# THE TASK:
In the data, extract each line that holds the string "components".

# RAW DATA:
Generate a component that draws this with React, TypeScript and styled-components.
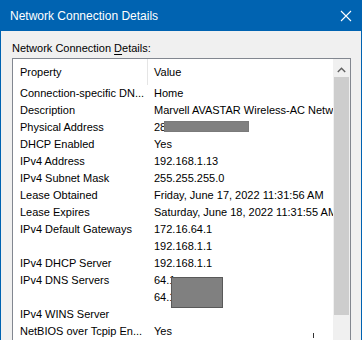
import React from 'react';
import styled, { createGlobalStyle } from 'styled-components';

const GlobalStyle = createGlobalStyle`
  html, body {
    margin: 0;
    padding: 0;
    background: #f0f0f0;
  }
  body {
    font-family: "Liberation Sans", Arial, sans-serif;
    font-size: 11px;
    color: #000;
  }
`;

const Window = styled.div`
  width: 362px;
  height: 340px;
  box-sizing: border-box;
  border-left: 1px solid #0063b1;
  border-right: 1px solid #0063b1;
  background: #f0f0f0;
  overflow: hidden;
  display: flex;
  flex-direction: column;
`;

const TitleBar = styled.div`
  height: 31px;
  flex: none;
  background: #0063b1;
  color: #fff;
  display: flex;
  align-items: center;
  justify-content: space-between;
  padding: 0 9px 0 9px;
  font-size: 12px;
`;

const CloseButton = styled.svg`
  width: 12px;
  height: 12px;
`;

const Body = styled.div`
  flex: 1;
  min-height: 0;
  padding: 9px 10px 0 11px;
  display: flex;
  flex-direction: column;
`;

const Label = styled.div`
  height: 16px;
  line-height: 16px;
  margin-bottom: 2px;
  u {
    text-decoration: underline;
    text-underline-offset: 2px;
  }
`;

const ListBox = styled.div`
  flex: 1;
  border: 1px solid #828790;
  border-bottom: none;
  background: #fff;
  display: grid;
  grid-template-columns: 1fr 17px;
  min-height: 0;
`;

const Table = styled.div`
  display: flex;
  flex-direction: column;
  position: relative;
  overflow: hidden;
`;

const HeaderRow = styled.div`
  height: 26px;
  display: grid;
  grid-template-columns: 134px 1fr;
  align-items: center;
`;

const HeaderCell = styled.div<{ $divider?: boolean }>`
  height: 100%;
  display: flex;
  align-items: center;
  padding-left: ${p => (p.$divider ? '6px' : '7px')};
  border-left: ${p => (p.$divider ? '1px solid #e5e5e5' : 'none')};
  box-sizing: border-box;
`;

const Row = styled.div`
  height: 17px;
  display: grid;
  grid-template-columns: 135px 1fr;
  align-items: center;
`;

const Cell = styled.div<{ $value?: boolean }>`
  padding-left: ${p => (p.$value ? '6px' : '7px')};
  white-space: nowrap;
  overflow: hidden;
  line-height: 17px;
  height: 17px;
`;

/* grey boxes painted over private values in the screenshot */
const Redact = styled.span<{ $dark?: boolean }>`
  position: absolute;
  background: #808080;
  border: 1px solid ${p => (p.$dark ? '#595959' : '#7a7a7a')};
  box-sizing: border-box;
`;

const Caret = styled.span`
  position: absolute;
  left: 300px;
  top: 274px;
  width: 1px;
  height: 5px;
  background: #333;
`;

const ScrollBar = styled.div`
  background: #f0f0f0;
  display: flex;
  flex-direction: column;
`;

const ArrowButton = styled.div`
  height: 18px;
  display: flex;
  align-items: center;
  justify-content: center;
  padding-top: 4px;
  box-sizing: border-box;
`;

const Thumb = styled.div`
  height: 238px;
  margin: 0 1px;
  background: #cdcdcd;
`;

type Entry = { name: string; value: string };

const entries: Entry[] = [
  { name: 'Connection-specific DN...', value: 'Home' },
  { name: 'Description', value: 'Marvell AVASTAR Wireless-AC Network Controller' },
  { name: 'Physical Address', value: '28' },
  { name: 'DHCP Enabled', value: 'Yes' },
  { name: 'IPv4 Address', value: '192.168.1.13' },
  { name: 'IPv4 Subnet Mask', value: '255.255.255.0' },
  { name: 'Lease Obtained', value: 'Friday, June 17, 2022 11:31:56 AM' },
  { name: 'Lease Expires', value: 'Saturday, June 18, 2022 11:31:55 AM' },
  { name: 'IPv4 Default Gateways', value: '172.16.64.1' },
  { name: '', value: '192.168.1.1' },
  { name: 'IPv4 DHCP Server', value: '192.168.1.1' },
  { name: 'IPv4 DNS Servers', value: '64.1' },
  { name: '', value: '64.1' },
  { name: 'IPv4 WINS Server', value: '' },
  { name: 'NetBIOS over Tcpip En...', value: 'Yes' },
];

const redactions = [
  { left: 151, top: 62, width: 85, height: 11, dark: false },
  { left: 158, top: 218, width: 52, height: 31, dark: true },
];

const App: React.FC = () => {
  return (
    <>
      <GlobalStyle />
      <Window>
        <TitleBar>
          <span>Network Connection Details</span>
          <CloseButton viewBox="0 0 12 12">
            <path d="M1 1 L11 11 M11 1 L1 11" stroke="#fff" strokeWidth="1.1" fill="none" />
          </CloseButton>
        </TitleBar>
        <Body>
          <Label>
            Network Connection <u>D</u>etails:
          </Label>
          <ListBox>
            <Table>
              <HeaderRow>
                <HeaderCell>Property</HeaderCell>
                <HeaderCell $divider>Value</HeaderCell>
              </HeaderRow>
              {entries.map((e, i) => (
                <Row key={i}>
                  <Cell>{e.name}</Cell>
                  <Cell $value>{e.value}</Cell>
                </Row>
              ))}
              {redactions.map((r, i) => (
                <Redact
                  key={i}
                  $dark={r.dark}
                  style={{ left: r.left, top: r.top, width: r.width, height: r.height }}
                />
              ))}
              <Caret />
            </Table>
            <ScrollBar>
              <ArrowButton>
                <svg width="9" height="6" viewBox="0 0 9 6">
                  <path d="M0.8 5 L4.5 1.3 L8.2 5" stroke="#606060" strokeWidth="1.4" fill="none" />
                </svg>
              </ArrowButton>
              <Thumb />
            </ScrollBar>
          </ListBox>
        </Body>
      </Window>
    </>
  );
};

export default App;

# SOLUTION:
Generate a component that draws this with React, TypeScript and styled-components.
import styled, { createGlobalStyle } from 'styled-components';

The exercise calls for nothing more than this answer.